Environment:OpenRLHF OpenRLHF Flash Attention Environment
| Knowledge Sources | |
|---|---|
| Domains | Infrastructure, Optimization, Deep_Learning |
| Last Updated | 2026-02-07 10:00 GMT |
Overview
Flash Attention 2.8.3 with optional ring-flash-attn and liger-kernel for memory-efficient attention and cross-entropy computation.
Description
This environment provides the Flash Attention library and related optional acceleration packages used by OpenRLHF. Flash Attention 2 is the default attention implementation for all model loading, providing memory-efficient attention computation. The library also provides a Triton-based cross-entropy kernel used for efficient log-probability computation. Ring Flash Attention extends this to support sequence parallelism across GPUs for long-context training. Liger Kernel provides alternative fused operations.
Usage
Use this environment when training with packing samples (mandatory requirement), when computing log probabilities for loss computation (optional but faster), or when training with ring attention for long-context sequences. Flash Attention 2 is the default `--attn_implementation` for all model loading.
System Requirements
| Category | Requirement | Notes |
|---|---|---|
| GPU | NVIDIA GPU with compute capability >= 7.0 | Ampere (sm_80+) recommended |
| GPU Memory | Model-dependent | Flash Attention reduces peak memory by not materializing attention matrix |
Dependencies
Python Packages
- `flash-attn` == 2.8.3 (pinned in requirements.txt)
- `ring-flash-attn` (optional; install extra: `pip install openrlhf[ring]`)
- `liger-kernel` (optional; install extra: `pip install openrlhf[liger]`)
Credentials
No additional credentials required.
Quick Install
# Core Flash Attention
pip install flash-attn==2.8.3
# Ring Attention for long-context training (optional)
pip install ring_flash_attn
# Liger Kernel for fused operations (optional)
pip install liger_kernel
Code Evidence
Default attention implementation from `openrlhf/models/actor.py:41`:
attn_implementation="flash_attention_2",
Flash Attention cross-entropy fallback from `openrlhf/models/utils.py:92-101`:
try:
from flash_attn.ops.triton.cross_entropy import cross_entropy_loss
output = cross_entropy_loss(logits.reshape(-1, last_dim), labels.reshape(-1))
log_probs_labels = -output[0].view(*batch_dim)
except ImportError:
logits_labels = torch.gather(logits, dim=-1, index=labels.unsqueeze(-1)).squeeze(-1)
logsumexp_values = _logsumexp_by_chunk(logits.reshape(-1, last_dim))
logsumexp_values = logsumexp_values.view(*batch_dim)

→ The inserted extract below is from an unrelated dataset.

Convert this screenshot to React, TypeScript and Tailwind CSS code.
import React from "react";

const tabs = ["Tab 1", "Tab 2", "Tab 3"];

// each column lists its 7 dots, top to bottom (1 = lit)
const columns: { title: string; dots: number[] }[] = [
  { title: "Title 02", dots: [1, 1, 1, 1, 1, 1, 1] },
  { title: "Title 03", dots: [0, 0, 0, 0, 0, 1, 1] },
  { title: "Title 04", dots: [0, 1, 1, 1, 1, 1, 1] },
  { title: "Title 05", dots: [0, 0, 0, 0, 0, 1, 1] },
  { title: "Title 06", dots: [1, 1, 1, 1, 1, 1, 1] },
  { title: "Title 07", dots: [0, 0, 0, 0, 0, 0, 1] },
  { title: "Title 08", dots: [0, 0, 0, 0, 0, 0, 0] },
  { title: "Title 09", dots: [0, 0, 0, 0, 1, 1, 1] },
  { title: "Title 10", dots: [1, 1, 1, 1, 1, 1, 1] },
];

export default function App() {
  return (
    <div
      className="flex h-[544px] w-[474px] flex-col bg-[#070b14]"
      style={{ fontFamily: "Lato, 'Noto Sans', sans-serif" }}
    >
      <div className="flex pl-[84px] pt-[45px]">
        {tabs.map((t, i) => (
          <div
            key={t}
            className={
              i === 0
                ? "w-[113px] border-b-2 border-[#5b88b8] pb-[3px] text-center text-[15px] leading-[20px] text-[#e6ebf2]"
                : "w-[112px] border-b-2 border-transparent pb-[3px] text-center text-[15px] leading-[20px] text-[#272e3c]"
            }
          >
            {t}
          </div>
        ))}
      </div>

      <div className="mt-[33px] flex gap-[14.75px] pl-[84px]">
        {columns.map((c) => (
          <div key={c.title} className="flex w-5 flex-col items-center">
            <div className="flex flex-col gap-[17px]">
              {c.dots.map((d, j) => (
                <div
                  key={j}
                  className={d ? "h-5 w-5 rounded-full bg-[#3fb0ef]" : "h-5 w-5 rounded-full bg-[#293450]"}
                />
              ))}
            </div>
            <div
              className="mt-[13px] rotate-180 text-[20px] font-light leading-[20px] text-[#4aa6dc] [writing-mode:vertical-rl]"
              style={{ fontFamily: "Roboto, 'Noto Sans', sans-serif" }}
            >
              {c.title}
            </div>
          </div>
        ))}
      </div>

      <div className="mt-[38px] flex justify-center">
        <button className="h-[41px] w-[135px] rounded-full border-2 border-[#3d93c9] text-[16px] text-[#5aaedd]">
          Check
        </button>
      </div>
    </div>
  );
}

log_probs_labels = logits_labels - logsumexp_values
Packing requires flash attention warning from `openrlhf/cli/train_dpo.py:314-316`:
if args.packing_samples and "flash_attention" not in args.attn_implementation:
print("[Warning] Please use --attn_implementation with flash_attention...")
args.attn_implementation = "flash_attention_2"

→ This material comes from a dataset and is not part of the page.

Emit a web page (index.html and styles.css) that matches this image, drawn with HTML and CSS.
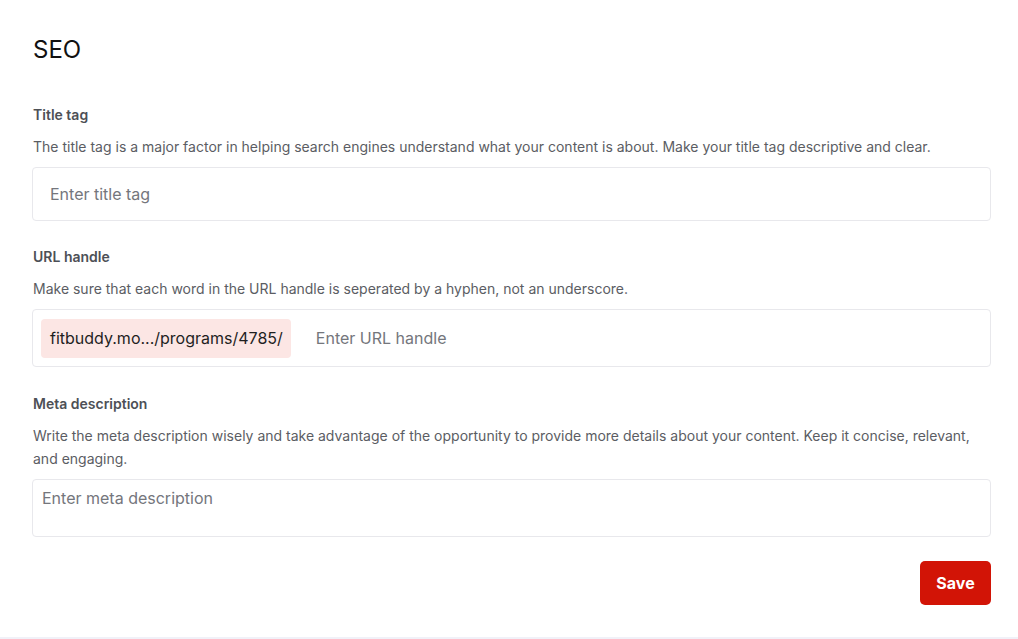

Ring attention setup from `openrlhf/utils/deepspeed/deepspeed.py:125-128`:
from ring_flash_attn import substitute_hf_flash_attn
self.ring_head_stride = getattr(self.args, "ring_head_stride", 1)
substitute_hf_flash_attn(self.ring_attn_group, self.ring_head_stride)
Liger Kernel integration from `openrlhf/models/actor.py:85-88`:
if use_liger_kernel:
from liger_kernel.transformers import AutoLigerKernelForCausalLM
model_class = AutoLigerKernelForCausalLM
Deterministic flash attention from `openrlhf/utils/deepspeed/deepspeed.py:83-84`:
# Use deterministic backward in flash attention as, by default, flash attention uses atomic adds
transformers.modeling_flash_attention_utils.deterministic_g = True
Common Errors
| Error Message | Cause | Solution |
|---|---|---|
| `ImportError: flash_attn` | Flash Attention not installed | `pip install flash-attn==2.8.3` |
| `[Warning] Please use --attn_implementation with flash_attention` | Packing samples without flash attention | Add `--attn_implementation flash_attention_2` |
| `ImportError: ring_flash_attn` | Ring attention requested but not installed | `pip install ring_flash_attn` |
| `ImportError: liger_kernel` | Liger kernel requested but not installed | `pip install liger_kernel` |
Compatibility Notes
- Fallback: Flash Attention's cross-entropy kernel is optional; code falls back to chunked logsumexp computation when not available.
- Packing Samples: Using `--packing_samples` automatically forces `flash_attention_2` as the attention implementation.
- Ring Attention: Requires both `flash-attn` and `ring-flash-attn` packages. Uses the sequence parallel mesh dimension.
- Determinism: Flash Attention uses atomic adds by default (non-deterministic); `--full_determinism` enables deterministic backward.